**YOUR OBJECTIVE**
Using the material that follows, identify and copy each line with the string "full".

::::

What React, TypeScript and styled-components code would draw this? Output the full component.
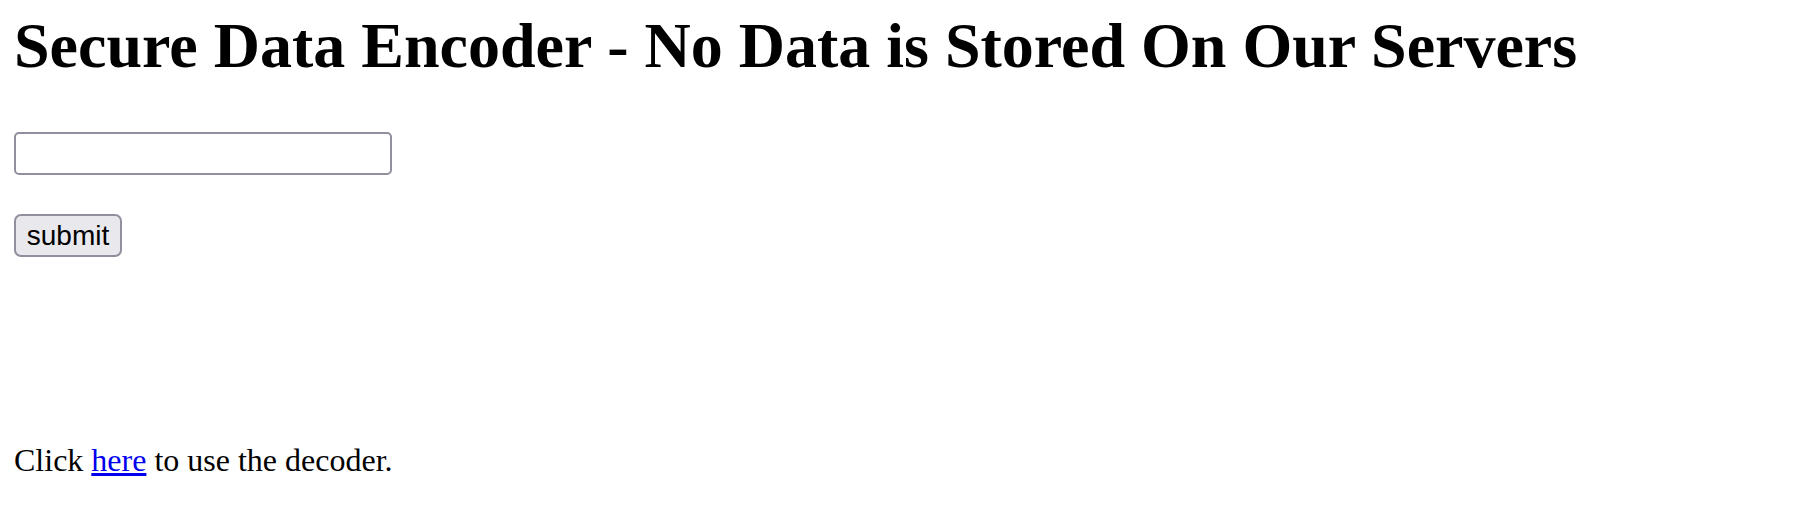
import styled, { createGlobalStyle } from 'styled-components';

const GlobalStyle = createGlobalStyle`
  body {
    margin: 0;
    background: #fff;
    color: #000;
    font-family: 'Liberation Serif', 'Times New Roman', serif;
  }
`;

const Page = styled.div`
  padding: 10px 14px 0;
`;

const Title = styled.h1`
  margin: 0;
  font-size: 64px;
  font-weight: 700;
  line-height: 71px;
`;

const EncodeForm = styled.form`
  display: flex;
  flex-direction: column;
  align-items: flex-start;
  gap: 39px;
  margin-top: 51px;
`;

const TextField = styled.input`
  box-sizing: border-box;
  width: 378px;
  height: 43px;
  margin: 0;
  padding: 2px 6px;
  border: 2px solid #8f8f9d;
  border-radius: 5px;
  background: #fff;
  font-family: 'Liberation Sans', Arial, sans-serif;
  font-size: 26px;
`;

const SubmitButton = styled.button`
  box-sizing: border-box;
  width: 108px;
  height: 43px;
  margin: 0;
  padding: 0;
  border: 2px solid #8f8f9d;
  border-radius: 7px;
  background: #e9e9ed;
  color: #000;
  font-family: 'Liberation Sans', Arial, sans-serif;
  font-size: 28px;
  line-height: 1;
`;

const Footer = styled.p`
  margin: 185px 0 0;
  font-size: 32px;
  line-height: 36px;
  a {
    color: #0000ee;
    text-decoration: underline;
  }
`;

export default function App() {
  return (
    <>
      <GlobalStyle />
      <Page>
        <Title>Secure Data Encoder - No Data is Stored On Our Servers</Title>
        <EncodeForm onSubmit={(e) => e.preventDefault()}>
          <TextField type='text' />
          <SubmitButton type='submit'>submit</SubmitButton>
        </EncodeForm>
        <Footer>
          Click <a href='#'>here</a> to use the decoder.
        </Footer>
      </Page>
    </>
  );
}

::::

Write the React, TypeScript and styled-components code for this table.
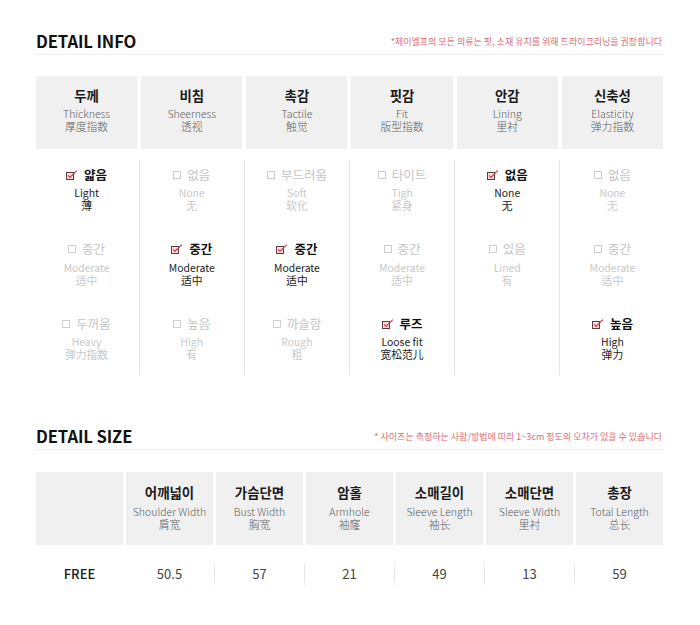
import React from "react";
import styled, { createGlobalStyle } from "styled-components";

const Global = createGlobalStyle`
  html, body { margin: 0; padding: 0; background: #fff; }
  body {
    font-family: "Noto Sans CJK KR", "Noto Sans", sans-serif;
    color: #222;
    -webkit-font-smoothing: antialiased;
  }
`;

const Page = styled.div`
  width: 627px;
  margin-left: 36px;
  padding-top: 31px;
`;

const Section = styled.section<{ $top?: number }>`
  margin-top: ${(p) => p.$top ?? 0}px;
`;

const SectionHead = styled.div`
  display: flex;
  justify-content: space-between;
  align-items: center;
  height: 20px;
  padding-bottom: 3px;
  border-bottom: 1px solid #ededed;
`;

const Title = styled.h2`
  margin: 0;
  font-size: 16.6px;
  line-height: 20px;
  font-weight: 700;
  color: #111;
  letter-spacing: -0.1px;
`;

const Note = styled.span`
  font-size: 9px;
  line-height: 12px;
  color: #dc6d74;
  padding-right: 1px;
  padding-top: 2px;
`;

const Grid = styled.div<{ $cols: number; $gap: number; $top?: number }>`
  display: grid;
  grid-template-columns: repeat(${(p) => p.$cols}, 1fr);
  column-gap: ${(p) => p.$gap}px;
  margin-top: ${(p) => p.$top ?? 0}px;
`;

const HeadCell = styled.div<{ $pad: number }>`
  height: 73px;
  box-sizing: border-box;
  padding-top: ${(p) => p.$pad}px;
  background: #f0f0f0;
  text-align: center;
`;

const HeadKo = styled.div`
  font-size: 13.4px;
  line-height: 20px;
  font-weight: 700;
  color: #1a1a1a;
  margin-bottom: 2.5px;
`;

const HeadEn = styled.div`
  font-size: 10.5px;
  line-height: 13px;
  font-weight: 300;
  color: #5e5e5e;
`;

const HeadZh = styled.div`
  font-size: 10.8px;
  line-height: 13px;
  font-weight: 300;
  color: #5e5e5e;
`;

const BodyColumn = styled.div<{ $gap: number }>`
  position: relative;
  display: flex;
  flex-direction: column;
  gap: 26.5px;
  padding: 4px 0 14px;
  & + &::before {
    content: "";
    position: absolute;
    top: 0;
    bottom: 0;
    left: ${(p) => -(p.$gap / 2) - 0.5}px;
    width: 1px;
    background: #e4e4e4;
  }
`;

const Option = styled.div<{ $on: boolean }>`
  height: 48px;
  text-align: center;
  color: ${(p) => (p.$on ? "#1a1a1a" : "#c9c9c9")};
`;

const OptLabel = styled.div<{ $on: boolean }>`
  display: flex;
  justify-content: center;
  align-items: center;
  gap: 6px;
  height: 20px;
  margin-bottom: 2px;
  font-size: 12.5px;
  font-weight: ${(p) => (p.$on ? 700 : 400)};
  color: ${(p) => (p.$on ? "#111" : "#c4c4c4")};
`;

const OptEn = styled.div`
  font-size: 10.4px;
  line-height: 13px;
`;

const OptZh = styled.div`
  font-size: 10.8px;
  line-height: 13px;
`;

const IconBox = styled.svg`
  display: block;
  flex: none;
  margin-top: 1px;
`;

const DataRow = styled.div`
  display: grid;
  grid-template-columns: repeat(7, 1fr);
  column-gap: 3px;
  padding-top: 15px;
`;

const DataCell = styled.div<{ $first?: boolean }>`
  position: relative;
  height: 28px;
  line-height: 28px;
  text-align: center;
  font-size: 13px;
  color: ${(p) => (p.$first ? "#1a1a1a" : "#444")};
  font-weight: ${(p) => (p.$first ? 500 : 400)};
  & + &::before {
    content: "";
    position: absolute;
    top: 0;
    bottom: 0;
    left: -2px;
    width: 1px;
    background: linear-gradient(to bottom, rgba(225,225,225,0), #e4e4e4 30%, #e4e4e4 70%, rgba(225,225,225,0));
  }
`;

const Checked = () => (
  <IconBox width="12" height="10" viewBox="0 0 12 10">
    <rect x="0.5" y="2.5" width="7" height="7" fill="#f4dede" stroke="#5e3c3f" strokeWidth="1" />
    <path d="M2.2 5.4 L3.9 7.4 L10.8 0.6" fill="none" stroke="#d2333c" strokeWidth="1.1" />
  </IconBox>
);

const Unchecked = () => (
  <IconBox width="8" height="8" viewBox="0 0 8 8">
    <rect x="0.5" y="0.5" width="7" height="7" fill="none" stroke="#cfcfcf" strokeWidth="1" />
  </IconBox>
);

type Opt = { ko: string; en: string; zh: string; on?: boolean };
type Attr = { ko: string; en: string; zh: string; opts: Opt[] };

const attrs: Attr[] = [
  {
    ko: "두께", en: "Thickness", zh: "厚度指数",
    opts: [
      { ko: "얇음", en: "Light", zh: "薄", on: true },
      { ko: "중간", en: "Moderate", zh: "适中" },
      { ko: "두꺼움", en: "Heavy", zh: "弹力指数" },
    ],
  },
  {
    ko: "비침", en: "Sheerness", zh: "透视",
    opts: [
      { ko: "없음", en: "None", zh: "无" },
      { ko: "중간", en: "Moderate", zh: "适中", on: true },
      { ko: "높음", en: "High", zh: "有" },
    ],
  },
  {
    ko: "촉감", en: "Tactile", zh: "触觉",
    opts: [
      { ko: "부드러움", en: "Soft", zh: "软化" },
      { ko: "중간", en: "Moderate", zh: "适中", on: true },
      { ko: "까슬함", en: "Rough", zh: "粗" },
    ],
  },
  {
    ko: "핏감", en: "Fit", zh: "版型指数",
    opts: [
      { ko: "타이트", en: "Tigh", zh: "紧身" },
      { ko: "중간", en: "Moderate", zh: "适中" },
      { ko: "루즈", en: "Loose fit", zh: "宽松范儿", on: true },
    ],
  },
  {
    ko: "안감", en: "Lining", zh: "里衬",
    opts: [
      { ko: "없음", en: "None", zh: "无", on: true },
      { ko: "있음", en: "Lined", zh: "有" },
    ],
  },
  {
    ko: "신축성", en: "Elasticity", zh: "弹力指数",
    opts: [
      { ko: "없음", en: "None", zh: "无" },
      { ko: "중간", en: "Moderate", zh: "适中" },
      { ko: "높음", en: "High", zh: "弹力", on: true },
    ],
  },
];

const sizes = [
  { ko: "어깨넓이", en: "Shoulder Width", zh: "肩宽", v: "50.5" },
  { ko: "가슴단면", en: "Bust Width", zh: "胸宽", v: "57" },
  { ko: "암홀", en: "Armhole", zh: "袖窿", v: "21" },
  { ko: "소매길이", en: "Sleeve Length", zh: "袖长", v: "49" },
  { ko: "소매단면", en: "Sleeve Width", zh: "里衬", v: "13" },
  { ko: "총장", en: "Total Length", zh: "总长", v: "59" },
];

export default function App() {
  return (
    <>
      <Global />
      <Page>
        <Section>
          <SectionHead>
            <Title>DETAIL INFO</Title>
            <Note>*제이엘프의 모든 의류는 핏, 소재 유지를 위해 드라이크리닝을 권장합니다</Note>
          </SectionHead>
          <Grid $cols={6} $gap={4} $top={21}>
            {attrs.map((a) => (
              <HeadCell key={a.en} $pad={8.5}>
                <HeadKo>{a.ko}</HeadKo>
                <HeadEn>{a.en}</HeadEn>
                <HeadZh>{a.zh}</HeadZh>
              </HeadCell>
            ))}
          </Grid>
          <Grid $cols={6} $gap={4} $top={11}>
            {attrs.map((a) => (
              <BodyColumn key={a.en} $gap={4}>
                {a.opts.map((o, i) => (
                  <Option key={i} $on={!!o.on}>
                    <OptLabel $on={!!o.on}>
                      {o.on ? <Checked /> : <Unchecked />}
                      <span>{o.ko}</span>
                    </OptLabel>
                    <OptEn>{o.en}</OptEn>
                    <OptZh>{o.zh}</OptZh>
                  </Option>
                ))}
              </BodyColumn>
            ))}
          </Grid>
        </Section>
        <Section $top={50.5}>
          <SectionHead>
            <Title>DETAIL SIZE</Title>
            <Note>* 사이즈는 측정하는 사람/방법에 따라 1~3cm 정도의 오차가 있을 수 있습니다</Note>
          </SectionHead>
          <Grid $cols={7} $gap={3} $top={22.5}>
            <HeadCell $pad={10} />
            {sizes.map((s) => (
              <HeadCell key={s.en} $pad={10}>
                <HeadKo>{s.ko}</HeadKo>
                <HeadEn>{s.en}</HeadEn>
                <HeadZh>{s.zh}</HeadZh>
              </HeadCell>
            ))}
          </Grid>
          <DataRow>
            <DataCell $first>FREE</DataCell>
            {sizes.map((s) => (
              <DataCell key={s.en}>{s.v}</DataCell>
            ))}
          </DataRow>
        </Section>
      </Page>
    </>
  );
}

::::

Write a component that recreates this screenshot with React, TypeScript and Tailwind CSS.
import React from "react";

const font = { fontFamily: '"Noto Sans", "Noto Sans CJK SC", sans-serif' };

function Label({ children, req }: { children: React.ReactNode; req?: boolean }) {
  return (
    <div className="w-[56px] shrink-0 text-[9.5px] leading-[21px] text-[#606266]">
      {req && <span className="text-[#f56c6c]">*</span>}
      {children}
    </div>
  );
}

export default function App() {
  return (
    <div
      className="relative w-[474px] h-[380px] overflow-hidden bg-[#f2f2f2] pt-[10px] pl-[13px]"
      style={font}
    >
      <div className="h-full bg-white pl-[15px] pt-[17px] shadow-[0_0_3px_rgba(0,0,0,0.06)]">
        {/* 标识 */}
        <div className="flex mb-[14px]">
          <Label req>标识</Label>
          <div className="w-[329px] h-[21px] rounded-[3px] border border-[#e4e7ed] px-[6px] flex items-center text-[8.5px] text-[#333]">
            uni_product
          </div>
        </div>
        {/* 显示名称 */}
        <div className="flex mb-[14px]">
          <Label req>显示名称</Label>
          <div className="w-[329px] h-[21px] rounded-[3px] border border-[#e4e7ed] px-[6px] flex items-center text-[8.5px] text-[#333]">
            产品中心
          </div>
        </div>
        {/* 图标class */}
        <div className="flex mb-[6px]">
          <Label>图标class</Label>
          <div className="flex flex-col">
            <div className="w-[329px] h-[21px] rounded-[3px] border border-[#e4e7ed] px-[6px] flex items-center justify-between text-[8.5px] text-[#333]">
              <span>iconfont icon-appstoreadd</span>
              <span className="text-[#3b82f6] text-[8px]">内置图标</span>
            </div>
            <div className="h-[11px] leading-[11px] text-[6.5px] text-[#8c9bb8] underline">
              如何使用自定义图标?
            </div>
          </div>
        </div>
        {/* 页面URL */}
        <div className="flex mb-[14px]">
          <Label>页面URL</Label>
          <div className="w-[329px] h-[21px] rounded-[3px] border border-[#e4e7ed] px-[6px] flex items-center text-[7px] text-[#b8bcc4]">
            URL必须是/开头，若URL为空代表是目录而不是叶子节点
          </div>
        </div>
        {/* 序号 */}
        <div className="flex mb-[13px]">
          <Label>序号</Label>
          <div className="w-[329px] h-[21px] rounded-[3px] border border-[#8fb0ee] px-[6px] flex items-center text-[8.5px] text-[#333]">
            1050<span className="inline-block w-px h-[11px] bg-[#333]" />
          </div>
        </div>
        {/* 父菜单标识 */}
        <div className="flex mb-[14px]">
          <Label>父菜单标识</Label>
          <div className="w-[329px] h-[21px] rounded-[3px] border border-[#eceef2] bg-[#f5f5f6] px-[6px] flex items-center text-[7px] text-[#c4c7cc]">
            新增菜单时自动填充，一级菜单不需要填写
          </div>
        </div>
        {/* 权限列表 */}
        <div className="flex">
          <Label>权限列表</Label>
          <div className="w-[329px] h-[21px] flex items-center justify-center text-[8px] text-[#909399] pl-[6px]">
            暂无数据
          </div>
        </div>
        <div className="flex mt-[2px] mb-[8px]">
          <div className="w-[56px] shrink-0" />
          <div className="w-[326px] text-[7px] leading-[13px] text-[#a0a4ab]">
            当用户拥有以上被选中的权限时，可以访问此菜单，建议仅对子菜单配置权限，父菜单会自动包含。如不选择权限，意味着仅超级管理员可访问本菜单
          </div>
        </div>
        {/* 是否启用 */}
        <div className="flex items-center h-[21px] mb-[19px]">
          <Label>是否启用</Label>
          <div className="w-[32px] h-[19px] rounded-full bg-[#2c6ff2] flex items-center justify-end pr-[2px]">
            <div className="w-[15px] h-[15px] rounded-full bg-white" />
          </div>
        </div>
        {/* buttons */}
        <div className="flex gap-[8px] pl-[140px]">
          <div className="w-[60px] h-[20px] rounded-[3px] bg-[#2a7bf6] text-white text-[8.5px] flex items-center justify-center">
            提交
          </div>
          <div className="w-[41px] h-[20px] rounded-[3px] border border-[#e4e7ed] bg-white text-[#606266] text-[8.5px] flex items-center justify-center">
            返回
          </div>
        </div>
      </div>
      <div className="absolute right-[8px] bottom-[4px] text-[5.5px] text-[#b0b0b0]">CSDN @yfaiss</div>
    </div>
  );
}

::::

**SOLUTION FOR THIS PROBLEM**
What React, TypeScript and styled-components code would draw this? Output the full component.
      <div className="h-full bg-white pl-[15px] pt-[17px] shadow-[0_0_3px_rgba(0,0,0,0.06)]">
          <div className="w-[32px] h-[19px] rounded-full bg-[#2c6ff2] flex items-center justify-end pr-[2px]">
            <div className="w-[15px] h-[15px] rounded-full bg-white" />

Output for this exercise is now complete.